In a similarly de-contextualised way, the Brazilian right-wing think tank, Von Mises Institute, published a piece in 2015, as right-wing political radicalisation was increasing with demonstrations against the centre-left Worker’s Party, titled All the socialists want to be Denmark – should they? (11) Under this polemic title the article divides society into a “parasitic” class and an “entrepreneurial” one, while arguing that freedom would flourish if Brazil abolished its minimum wage - because, it is claimed, Denmark has no such legislation.
However, this claim is decontextualized as it ignores Denmark’s corporatist tripartite system, in which unions, employers, and the state negotiate sectoral agreements that function, in law and practice, as wage floors. That arrangement is viable only thanks to high union density and socioeconomic equality - conditions lacking in Brazil, where big business wields outsized power over politics, particularly on the right, including with the use of physical violence, most notably with the murder of journalists and human rights defenders. Furthermore, the Institute’s article also notes that dismissed workers receive no statutory severance pay in Denmark while omitting the generous unemployment insurance and activation policies funded by high taxes, which give the Danish model its famed flexibility.

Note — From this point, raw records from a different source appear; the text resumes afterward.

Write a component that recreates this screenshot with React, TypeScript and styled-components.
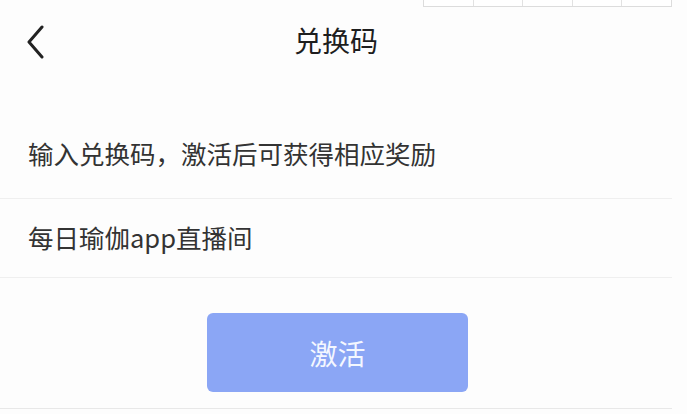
import React from 'react';
import styled, { createGlobalStyle } from 'styled-components';

/* 兑换码页面：返回 + 标题，说明文字，兑换码输入，激活按钮 */

const GlobalStyle = createGlobalStyle`
  body {
    margin: 0;
    background: #fdfdfd;
    font-family: "Noto Sans CJK SC", "Noto Sans", sans-serif;
  }
`;

const CELLS = [0, 1, 2, 3, 4];

function App() {
  return (
    <>
      <GlobalStyle />
      <Page>
        <KeyStrip>
          {CELLS.map(i => (
            <KeyCell key={i} />
          ))}
        </KeyStrip>
        <Header>
          <BackButton aria-label="返回">
            <svg width="20" height="34" viewBox="0 0 20 34" fill="none">
              <path
                d="M16 2 L3 17 L16 32"
                stroke="#222"
                strokeWidth="3"
                strokeLinecap="round"
                strokeLinejoin="round"
              />
            </svg>
          </BackButton>
          <Title>兑换码</Title>
          <span />
        </Header>
        <Hint>输入兑换码，激活后可获得相应奖励</Hint>
        <CodeRow>
          <CodeInput defaultValue="每日瑜伽app直播间" />
        </CodeRow>
        <ButtonBox>
          <ActivateButton type="button">激活</ActivateButton>
        </ButtonBox>
      </Page>
    </>
  );
}

const Page = styled.div`
  position: relative;
  width: 672px;
  background: #fdfdfd;
`;

const KeyStrip = styled.div`
  position: absolute;
  top: 0;
  left: 423px;
  width: 249px;
  height: 7px;
  display: flex;
  border: 1px solid #dcdcdc;
  border-top: none;
  box-sizing: border-box;
  background: #fff;
`;

const KeyCell = styled.div`
  flex: 1;
  border-left: 1px solid #e2e2e2;
  &:first-child {
    border-left: none;
  }
`;

const Header = styled.div`
  display: grid;
  grid-template-columns: 1fr auto 1fr;
  align-items: center;
  height: 84px;
  padding: 0 0 0 26px;
`;

const BackButton = styled.button`
  justify-self: start;
  display: flex;
  padding: 0;
  border: none;
  background: none;
  cursor: pointer;
`;

const Title = styled.h1`
  margin: 0 0 4px;
  font-size: 28px;
  font-weight: 400;
  color: #1e1e1e;
  line-height: 1;
  padding-right: 26px;
`;

const Hint = styled.p`
  margin: 0;
  padding: 52px 0 0 28px;
  height: 114px;
  box-sizing: border-box;
  font-size: 25.5px;
  line-height: 34px;
  color: #333;
`;

const CodeRow = styled.div`
  display: flex;
  align-items: center;
  height: 80px;
  padding: 0 28px 3px;
  box-sizing: border-box;
  border-top: 1px solid #efefef;
  border-bottom: 1px solid #efefef;
`;

const CodeInput = styled.input`
  flex: 1;
  border: none;
  outline: none;
  background: transparent;
  padding: 0;
  font-family: inherit;
  font-size: 25.5px;
  color: #333;
`;

const ButtonBox = styled.div`
  display: flex;
  justify-content: center;
  padding: 35px 0 16px;
  border-bottom: 1px solid #e8e8e8;
`;

const ActivateButton = styled.button`
  width: 261px;
  height: 79px;
  margin-left: 3px;
  border: none;
  border-radius: 6px;
  background: #8ba6f5;
  color: #f4f7ff;
  font-family: inherit;
  font-size: 28px;
  cursor: pointer;
`;

export default App;
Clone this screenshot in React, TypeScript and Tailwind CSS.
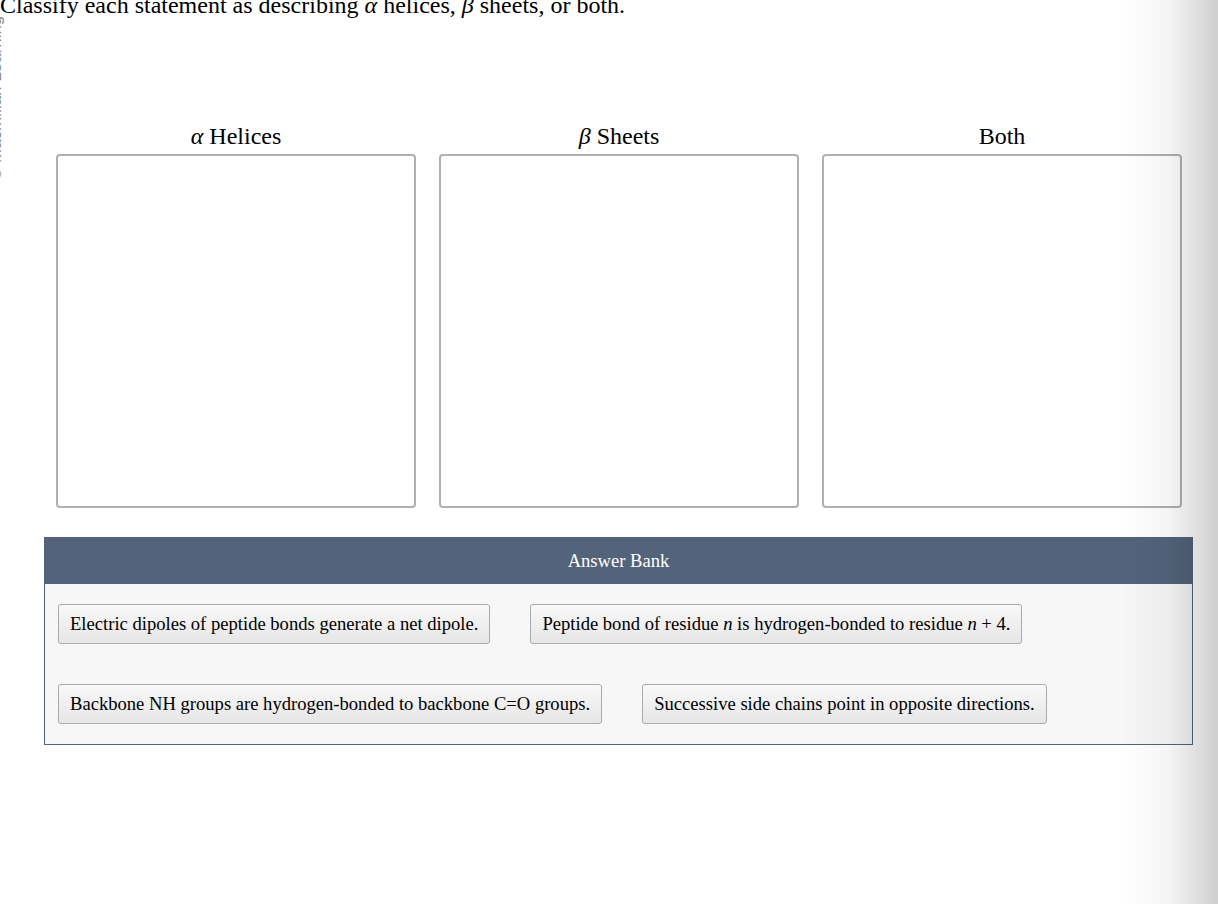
export default function App() {
  const serif = { fontFamily: '"Liberation Serif", "Times New Roman", serif' };
  const chip =
    "h-10 px-[11px] flex items-center rounded-[3px] border border-[#aaaaaa] bg-gradient-to-b from-[#f9f9f9] to-[#e6e6e6] text-[18.6px] text-black whitespace-nowrap";

  return (
    <div className="relative w-[1218px] h-[904px] overflow-hidden bg-white" style={serif}>
      {/* copyright strip on the left */}
      <div className="absolute left-[-11px] top-[14px] h-[168px] w-[14px] flex items-center justify-center">
        <span
          className="-rotate-90 whitespace-nowrap text-[17px] leading-[14px] text-[#8a8a8a]"
          style={{ fontFamily: '"Liberation Sans", Arial, sans-serif' }}
        >
          © Macmillan Learning
        </span>
      </div>

      <h1 className="mt-[-9px] text-[24px] leading-[28px] text-black">
        Classify each statement as describing <i>α</i> helices, <i>β</i> sheets, or both.
      </h1>

      {/* drop columns */}
      <div className="mt-[103px] ml-[56px] w-[1126px] grid grid-cols-3 gap-x-[23px]">
        {[
          { label: "Helices", greek: "α" },
          { label: "Sheets", greek: "β" },
          { label: "Both", greek: "" },
        ].map((c) => (
          <div key={c.label} className="flex flex-col">
            <div className="h-[32px] text-center text-[24px] leading-[29px] text-black">
              {c.greek && <i>{c.greek} </i>}
              {c.label}
            </div>
            <div className="h-[354px] rounded-[4px] border-2 border-[#b0b0b0] bg-white" />
          </div>
        ))}
      </div>

      {/* answer bank */}
      <div className="mt-[29px] ml-[44px] w-[1149px] border border-[#53637a]">
        <div className="h-[46px] flex items-center justify-center bg-[#53637a] text-[18.6px] text-white">
          Answer Bank
        </div>
        <div className="bg-[#f7f7f7] px-[13px] py-5 flex flex-wrap gap-x-10 gap-y-10">
          <div className={chip}>Electric dipoles of peptide bonds generate a net dipole.</div>
          <div className={chip}>
            Peptide bond of residue&nbsp;<i>n</i>&nbsp;is hydrogen-bonded to residue&nbsp;<i>n</i>&nbsp;+&nbsp;4.
          </div>
          <div className={chip}>Backbone NH groups are hydrogen-bonded to backbone C=O groups.</div>
          <div className={chip}>Successive side chains point in opposite directions.</div>
        </div>
      </div>

      {/* right edge shade */}
      <div className="pointer-events-none absolute right-0 top-0 h-full w-[100px] bg-gradient-to-r from-black/0 via-black/[0.04] to-black/[0.19]" />
    </div>
  );
}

Conclusion – Scandinavia as a moral co-ordinate for panic and fake news
The two examples show how parts of the Latin-American right use Scandinavian countries as moral reference points. Once stripped of context, these societies legitimise contradictory projects: rolling back welfare while deploying a civilisational rhetoric of whiteness and “cultural” superiority. Understanding this moral geography of fake news reveals how colonial imaginaries of progress and underdevelopment continue to shape a hyper-connected world where information travels instantly yet through historically conditioned filters which the algorithm tends to reinforce as the cognitive bias towards confirmation. Combating disinformation therefore demands grappling with the culturalist narratives that render such distortions plausible, as only an informed, plural, and critically engaged democracy can take full account of Brazilian – and global - history, culture, and society as an interconnected whole, rather than a series of discrete cultures that can be ranked on hierarchical scales.